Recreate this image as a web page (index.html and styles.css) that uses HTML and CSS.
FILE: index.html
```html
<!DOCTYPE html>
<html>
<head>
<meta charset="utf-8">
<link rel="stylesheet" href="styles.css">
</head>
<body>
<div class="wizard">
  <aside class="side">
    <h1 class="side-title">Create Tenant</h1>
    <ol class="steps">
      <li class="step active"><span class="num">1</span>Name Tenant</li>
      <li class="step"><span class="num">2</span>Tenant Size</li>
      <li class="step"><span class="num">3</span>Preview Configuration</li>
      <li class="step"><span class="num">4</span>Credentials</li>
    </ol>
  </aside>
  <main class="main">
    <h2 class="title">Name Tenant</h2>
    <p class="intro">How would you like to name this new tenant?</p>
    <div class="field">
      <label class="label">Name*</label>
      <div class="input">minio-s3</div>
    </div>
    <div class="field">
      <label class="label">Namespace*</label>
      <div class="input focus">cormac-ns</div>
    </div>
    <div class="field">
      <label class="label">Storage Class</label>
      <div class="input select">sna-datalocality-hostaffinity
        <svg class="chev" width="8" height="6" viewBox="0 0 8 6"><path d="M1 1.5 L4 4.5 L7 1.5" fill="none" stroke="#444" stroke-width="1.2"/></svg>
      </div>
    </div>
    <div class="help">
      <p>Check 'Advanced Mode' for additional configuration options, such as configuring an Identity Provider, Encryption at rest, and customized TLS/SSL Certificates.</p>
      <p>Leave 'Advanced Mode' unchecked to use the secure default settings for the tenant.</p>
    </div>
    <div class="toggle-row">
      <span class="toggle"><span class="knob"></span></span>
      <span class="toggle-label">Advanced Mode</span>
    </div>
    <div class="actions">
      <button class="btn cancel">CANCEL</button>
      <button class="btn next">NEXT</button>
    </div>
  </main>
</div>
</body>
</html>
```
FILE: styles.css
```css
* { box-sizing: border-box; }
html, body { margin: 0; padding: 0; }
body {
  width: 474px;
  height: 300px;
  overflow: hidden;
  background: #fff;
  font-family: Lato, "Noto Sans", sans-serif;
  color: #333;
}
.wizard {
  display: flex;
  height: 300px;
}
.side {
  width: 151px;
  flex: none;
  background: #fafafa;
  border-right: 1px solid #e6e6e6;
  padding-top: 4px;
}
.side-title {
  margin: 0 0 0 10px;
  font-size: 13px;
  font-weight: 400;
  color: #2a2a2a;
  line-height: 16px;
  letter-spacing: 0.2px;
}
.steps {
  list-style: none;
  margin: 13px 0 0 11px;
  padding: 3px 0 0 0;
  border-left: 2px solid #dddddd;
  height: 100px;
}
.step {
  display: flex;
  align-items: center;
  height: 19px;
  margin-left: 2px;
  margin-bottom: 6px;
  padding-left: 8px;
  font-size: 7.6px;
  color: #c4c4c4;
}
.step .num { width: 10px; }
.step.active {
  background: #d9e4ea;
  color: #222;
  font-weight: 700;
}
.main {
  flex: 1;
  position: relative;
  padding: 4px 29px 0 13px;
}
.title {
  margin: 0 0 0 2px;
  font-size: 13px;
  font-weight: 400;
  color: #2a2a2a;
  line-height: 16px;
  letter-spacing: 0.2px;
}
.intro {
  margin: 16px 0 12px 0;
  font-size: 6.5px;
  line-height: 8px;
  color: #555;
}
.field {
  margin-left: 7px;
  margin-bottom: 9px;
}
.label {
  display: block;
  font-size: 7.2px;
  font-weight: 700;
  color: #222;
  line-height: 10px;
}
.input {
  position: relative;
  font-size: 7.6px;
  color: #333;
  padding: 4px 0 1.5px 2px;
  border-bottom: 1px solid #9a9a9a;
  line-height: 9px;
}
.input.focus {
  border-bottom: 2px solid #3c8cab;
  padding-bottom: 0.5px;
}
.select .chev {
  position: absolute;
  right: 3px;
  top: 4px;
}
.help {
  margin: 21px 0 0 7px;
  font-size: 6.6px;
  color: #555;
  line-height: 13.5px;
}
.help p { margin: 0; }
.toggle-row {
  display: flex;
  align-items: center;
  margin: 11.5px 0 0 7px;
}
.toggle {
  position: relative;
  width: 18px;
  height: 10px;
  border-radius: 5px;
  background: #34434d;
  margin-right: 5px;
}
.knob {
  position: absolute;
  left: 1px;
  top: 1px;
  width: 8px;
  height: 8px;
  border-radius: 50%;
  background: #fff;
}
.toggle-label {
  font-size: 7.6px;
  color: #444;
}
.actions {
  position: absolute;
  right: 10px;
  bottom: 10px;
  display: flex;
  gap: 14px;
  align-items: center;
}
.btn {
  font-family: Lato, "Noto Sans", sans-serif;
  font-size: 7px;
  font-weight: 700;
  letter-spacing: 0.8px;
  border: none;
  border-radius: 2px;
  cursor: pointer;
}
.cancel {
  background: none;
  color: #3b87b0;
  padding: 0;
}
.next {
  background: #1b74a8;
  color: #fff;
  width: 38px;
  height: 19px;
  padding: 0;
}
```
· · ·
Instruction
Retype the listing above in full, with no alterations.

Worked solution
Recreate this image as a web page (index.html and styles.css) that uses HTML and CSS.
FILE: index.html
```html
<!DOCTYPE html>
<html>
<head>
<meta charset="utf-8">
<link rel="stylesheet" href="styles.css">
</head>
<body>
<div class="wizard">
  <aside class="side">
    <h1 class="side-title">Create Tenant</h1>
    <ol class="steps">
      <li class="step active"><span class="num">1</span>Name Tenant</li>
      <li class="step"><span class="num">2</span>Tenant Size</li>
      <li class="step"><span class="num">3</span>Preview Configuration</li>
      <li class="step"><span class="num">4</span>Credentials</li>
    </ol>
  </aside>
  <main class="main">
    <h2 class="title">Name Tenant</h2>
    <p class="intro">How would you like to name this new tenant?</p>
    <div class="field">
      <label class="label">Name*</label>
      <div class="input">minio-s3</div>
    </div>
    <div class="field">
      <label class="label">Namespace*</label>
      <div class="input focus">cormac-ns</div>
    </div>
    <div class="field">
      <label class="label">Storage Class</label>
      <div class="input select">sna-datalocality-hostaffinity
        <svg class="chev" width="8" height="6" viewBox="0 0 8 6"><path d="M1 1.5 L4 4.5 L7 1.5" fill="none" stroke="#444" stroke-width="1.2"/></svg>
      </div>
    </div>
    <div class="help">
      <p>Check 'Advanced Mode' for additional configuration options, such as configuring an Identity Provider, Encryption at rest, and customized TLS/SSL Certificates.</p>
      <p>Leave 'Advanced Mode' unchecked to use the secure default settings for the tenant.</p>
    </div>
    <div class="toggle-row">
      <span class="toggle"><span class="knob"></span></span>
      <span class="toggle-label">Advanced Mode</span>
    </div>
    <div class="actions">
      <button class="btn cancel">CANCEL</button>
      <button class="btn next">NEXT</button>
    </div>
  </main>
</div>
</body>
</html>
```
FILE: styles.css
```css
* { box-sizing: border-box; }
html, body { margin: 0; padding: 0; }
body {
  width: 474px;
  height: 300px;
  overflow: hidden;
  background: #fff;
  font-family: Lato, "Noto Sans", sans-serif;
  color: #333;
}
.wizard {
  display: flex;
  height: 300px;
}
.side {
  width: 151px;
  flex: none;
  background: #fafafa;
  border-right: 1px solid #e6e6e6;
  padding-top: 4px;
}
.side-title {
  margin: 0 0 0 10px;
  font-size: 13px;
  font-weight: 400;
  color: #2a2a2a;
  line-height: 16px;
  letter-spacing: 0.2px;
}
.steps {
  list-style: none;
  margin: 13px 0 0 11px;
  padding: 3px 0 0 0;
  border-left: 2px solid #dddddd;
  height: 100px;
}
.step {
  display: flex;
  align-items: center;
  height: 19px;
  margin-left: 2px;
  margin-bottom: 6px;
  padding-left: 8px;
  font-size: 7.6px;
  color: #c4c4c4;
}
.step .num { width: 10px; }
.step.active {
  background: #d9e4ea;
  color: #222;
  font-weight: 700;
}
.main {
  flex: 1;
  position: relative;
  padding: 4px 29px 0 13px;
}
.title {
  margin: 0 0 0 2px;
  font-size: 13px;
  font-weight: 400;
  color: #2a2a2a;
  line-height: 16px;
  letter-spacing: 0.2px;
}
.intro {
  margin: 16px 0 12px 0;
  font-size: 6.5px;
  line-height: 8px;
  color: #555;
}
.field {
  margin-left: 7px;
  margin-bottom: 9px;
}
.label {
  display: block;
  font-size: 7.2px;
  font-weight: 700;
  color: #222;
  line-height: 10px;
}
.input {
  position: relative;
  font-size: 7.6px;
  color: #333;
  padding: 4px 0 1.5px 2px;
  border-bottom: 1px solid #9a9a9a;
  line-height: 9px;
}
.input.focus {
  border-bottom: 2px solid #3c8cab;
  padding-bottom: 0.5px;
}
.select .chev {
  position: absolute;
  right: 3px;
  top: 4px;
}
.help {
  margin: 21px 0 0 7px;
  font-size: 6.6px;
  color: #555;
  line-height: 13.5px;
}
.help p { margin: 0; }
.toggle-row {
  display: flex;
  align-items: center;
  margin: 11.5px 0 0 7px;
}
.toggle {
  position: relative;
  width: 18px;
  height: 10px;
  border-radius: 5px;
  background: #34434d;
  margin-right: 5px;
}
.knob {
  position: absolute;
  left: 1px;
  top: 1px;
  width: 8px;
  height: 8px;
  border-radius: 50%;
  background: #fff;
}
.toggle-label {
  font-size: 7.6px;
  color: #444;
}
.actions {
  position: absolute;
  right: 10px;
  bottom: 10px;
  display: flex;
  gap: 14px;
  align-items: center;
}
.btn {
  font-family: Lato, "Noto Sans", sans-serif;
  font-size: 7px;
  font-weight: 700;
  letter-spacing: 0.8px;
  border: none;
  border-radius: 2px;
  cursor: pointer;
}
.cancel {
  background: none;
  color: #3b87b0;
  padding: 0;
}
.next {
  background: #1b74a8;
  color: #fff;
  width: 38px;
  height: 19px;
  padding: 0;
}
```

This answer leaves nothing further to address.